● **TASK REQUIREMENTS**
Restate the whole of the material. Keep every word, and drop the pictures.

● **Collected data entries**
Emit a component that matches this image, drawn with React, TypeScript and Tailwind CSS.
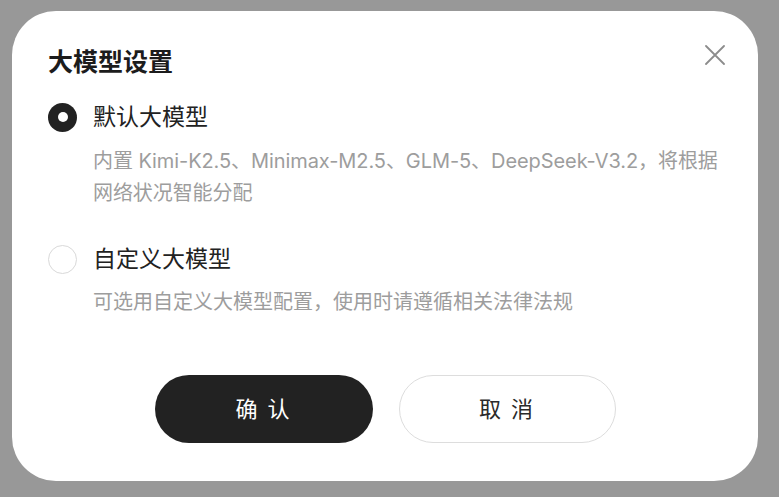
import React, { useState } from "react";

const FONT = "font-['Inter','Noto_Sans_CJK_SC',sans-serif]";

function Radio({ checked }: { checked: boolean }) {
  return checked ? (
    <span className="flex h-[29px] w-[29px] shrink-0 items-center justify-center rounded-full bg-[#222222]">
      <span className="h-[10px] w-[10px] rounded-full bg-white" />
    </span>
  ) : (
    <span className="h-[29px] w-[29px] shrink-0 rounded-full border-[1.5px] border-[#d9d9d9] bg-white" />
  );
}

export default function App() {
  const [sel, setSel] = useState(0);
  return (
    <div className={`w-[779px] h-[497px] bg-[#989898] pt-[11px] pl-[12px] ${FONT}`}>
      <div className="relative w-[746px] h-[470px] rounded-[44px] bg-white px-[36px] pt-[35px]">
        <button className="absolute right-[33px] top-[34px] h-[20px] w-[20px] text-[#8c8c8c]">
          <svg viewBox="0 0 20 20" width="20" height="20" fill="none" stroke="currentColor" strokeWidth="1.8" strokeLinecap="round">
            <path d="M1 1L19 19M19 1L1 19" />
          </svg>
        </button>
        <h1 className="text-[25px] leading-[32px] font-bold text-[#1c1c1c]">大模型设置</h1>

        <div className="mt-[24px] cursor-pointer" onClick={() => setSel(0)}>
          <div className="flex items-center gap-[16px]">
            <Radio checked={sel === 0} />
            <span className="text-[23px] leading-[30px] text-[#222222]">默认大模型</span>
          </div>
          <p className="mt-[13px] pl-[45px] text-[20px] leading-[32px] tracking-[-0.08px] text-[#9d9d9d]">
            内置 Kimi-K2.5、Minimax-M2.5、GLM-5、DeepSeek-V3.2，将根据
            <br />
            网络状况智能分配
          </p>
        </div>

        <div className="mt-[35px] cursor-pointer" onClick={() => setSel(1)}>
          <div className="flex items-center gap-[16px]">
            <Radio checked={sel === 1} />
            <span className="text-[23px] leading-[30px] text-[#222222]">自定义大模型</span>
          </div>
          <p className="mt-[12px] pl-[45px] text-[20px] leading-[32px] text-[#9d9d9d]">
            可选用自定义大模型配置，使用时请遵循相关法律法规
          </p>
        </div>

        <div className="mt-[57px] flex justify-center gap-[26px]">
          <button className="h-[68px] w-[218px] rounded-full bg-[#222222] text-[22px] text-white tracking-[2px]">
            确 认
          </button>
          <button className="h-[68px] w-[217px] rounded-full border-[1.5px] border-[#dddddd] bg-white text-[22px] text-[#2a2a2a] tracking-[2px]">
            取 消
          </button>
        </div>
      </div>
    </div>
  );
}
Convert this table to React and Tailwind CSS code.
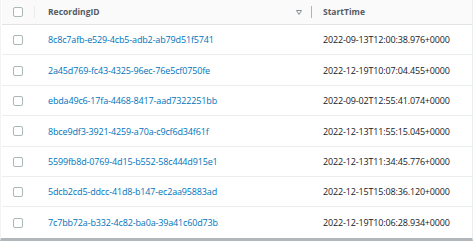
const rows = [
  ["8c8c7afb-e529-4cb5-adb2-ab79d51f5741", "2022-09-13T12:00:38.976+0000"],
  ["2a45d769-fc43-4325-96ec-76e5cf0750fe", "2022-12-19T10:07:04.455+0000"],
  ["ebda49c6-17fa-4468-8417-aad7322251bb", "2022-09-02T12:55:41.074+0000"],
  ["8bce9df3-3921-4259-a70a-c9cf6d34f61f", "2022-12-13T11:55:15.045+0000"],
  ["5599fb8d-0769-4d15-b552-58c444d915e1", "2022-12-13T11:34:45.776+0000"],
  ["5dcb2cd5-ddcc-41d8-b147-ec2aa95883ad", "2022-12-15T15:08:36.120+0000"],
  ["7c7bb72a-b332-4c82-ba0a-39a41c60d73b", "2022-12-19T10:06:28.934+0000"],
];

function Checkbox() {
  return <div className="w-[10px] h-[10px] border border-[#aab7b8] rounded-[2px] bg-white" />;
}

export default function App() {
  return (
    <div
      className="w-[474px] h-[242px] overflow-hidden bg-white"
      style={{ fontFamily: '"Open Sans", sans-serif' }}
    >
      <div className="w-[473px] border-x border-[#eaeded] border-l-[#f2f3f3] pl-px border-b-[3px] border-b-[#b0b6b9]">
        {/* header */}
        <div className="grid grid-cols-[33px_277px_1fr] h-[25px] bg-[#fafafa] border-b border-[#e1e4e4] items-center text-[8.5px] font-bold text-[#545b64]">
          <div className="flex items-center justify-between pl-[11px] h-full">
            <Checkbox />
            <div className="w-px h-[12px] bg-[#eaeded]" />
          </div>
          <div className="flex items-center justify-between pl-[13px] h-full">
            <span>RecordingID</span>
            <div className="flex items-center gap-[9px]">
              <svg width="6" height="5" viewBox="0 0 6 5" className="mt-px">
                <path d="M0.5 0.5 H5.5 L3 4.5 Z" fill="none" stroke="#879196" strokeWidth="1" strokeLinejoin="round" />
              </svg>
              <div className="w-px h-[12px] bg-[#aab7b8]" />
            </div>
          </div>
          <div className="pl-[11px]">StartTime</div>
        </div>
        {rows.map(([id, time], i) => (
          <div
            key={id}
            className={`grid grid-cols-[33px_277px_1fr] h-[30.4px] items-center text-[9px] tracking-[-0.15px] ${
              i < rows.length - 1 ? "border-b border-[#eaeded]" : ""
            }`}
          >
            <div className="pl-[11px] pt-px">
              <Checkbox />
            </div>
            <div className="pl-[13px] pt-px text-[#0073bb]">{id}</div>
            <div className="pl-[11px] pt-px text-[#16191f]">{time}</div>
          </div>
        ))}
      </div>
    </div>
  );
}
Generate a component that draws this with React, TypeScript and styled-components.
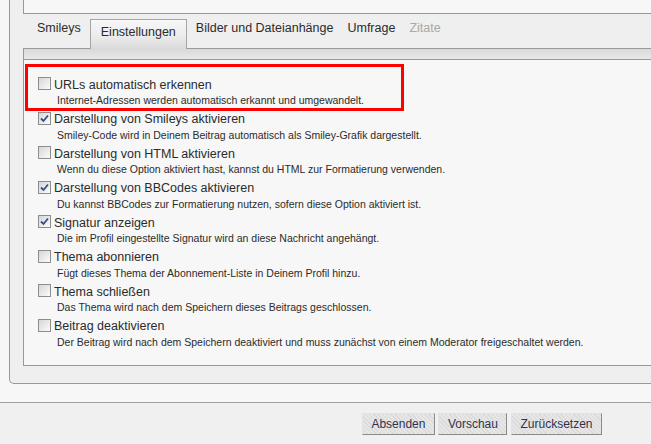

● **FULL OUTPUT**
Emit a component that matches this image, drawn with React, TypeScript and Tailwind CSS.
import React, { useState } from "react";

const FONT = "font-['Inter','Noto_Sans_CJK_SC',sans-serif]";

function Radio({ checked }: { checked: boolean }) {
  return checked ? (
    <span className="flex h-[29px] w-[29px] shrink-0 items-center justify-center rounded-full bg-[#222222]">
      <span className="h-[10px] w-[10px] rounded-full bg-white" />
    </span>
  ) : (
    <span className="h-[29px] w-[29px] shrink-0 rounded-full border-[1.5px] border-[#d9d9d9] bg-white" />
  );
}

export default function App() {
  const [sel, setSel] = useState(0);
  return (
    <div className={`w-[779px] h-[497px] bg-[#989898] pt-[11px] pl-[12px] ${FONT}`}>
      <div className="relative w-[746px] h-[470px] rounded-[44px] bg-white px-[36px] pt-[35px]">
        <button className="absolute right-[33px] top-[34px] h-[20px] w-[20px] text-[#8c8c8c]">
          <svg viewBox="0 0 20 20" width="20" height="20" fill="none" stroke="currentColor" strokeWidth="1.8" strokeLinecap="round">
            <path d="M1 1L19 19M19 1L1 19" />
          </svg>
        </button>
        <h1 className="text-[25px] leading-[32px] font-bold text-[#1c1c1c]">大模型设置</h1>

        <div className="mt-[24px] cursor-pointer" onClick={() => setSel(0)}>
          <div className="flex items-center gap-[16px]">
            <Radio checked={sel === 0} />
            <span className="text-[23px] leading-[30px] text-[#222222]">默认大模型</span>
          </div>
          <p className="mt-[13px] pl-[45px] text-[20px] leading-[32px] tracking-[-0.08px] text-[#9d9d9d]">
            内置 Kimi-K2.5、Minimax-M2.5、GLM-5、DeepSeek-V3.2，将根据
            <br />
            网络状况智能分配
          </p>
        </div>

        <div className="mt-[35px] cursor-pointer" onClick={() => setSel(1)}>
          <div className="flex items-center gap-[16px]">
            <Radio checked={sel === 1} />
            <span className="text-[23px] leading-[30px] text-[#222222]">自定义大模型</span>
          </div>
          <p className="mt-[12px] pl-[45px] text-[20px] leading-[32px] text-[#9d9d9d]">
            可选用自定义大模型配置，使用时请遵循相关法律法规
          </p>
        </div>

        <div className="mt-[57px] flex justify-center gap-[26px]">
          <button className="h-[68px] w-[218px] rounded-full bg-[#222222] text-[22px] text-white tracking-[2px]">
            确 认
          </button>
          <button className="h-[68px] w-[217px] rounded-full border-[1.5px] border-[#dddddd] bg-white text-[22px] text-[#2a2a2a] tracking-[2px]">
            取 消
          </button>
        </div>
      </div>
    </div>
  );
}
Convert this table to React and Tailwind CSS code.
const rows = [
  ["8c8c7afb-e529-4cb5-adb2-ab79d51f5741", "2022-09-13T12:00:38.976+0000"],
  ["2a45d769-fc43-4325-96ec-76e5cf0750fe", "2022-12-19T10:07:04.455+0000"],
  ["ebda49c6-17fa-4468-8417-aad7322251bb", "2022-09-02T12:55:41.074+0000"],
  ["8bce9df3-3921-4259-a70a-c9cf6d34f61f", "2022-12-13T11:55:15.045+0000"],
  ["5599fb8d-0769-4d15-b552-58c444d915e1", "2022-12-13T11:34:45.776+0000"],
  ["5dcb2cd5-ddcc-41d8-b147-ec2aa95883ad", "2022-12-15T15:08:36.120+0000"],
  ["7c7bb72a-b332-4c82-ba0a-39a41c60d73b", "2022-12-19T10:06:28.934+0000"],
];

function Checkbox() {
  return <div className="w-[10px] h-[10px] border border-[#aab7b8] rounded-[2px] bg-white" />;
}

export default function App() {
  return (
    <div
      className="w-[474px] h-[242px] overflow-hidden bg-white"
      style={{ fontFamily: '"Open Sans", sans-serif' }}
    >
      <div className="w-[473px] border-x border-[#eaeded] border-l-[#f2f3f3] pl-px border-b-[3px] border-b-[#b0b6b9]">
        {/* header */}
        <div className="grid grid-cols-[33px_277px_1fr] h-[25px] bg-[#fafafa] border-b border-[#e1e4e4] items-center text-[8.5px] font-bold text-[#545b64]">
          <div className="flex items-center justify-between pl-[11px] h-full">
            <Checkbox />
            <div className="w-px h-[12px] bg-[#eaeded]" />
          </div>
          <div className="flex items-center justify-between pl-[13px] h-full">
            <span>RecordingID</span>
            <div className="flex items-center gap-[9px]">
              <svg width="6" height="5" viewBox="0 0 6 5" className="mt-px">
                <path d="M0.5 0.5 H5.5 L3 4.5 Z" fill="none" stroke="#879196" strokeWidth="1" strokeLinejoin="round" />
              </svg>
              <div className="w-px h-[12px] bg-[#aab7b8]" />
            </div>
          </div>
          <div className="pl-[11px]">StartTime</div>
        </div>
        {rows.map(([id, time], i) => (
          <div
            key={id}
            className={`grid grid-cols-[33px_277px_1fr] h-[30.4px] items-center text-[9px] tracking-[-0.15px] ${
              i < rows.length - 1 ? "border-b border-[#eaeded]" : ""
            }`}
          >
            <div className="pl-[11px] pt-px">
              <Checkbox />
            </div>
            <div className="pl-[13px] pt-px text-[#0073bb]">{id}</div>
            <div className="pl-[11px] pt-px text-[#16191f]">{time}</div>
          </div>
        ))}
      </div>
    </div>
  );
}
Generate a component that draws this with React, TypeScript and styled-components.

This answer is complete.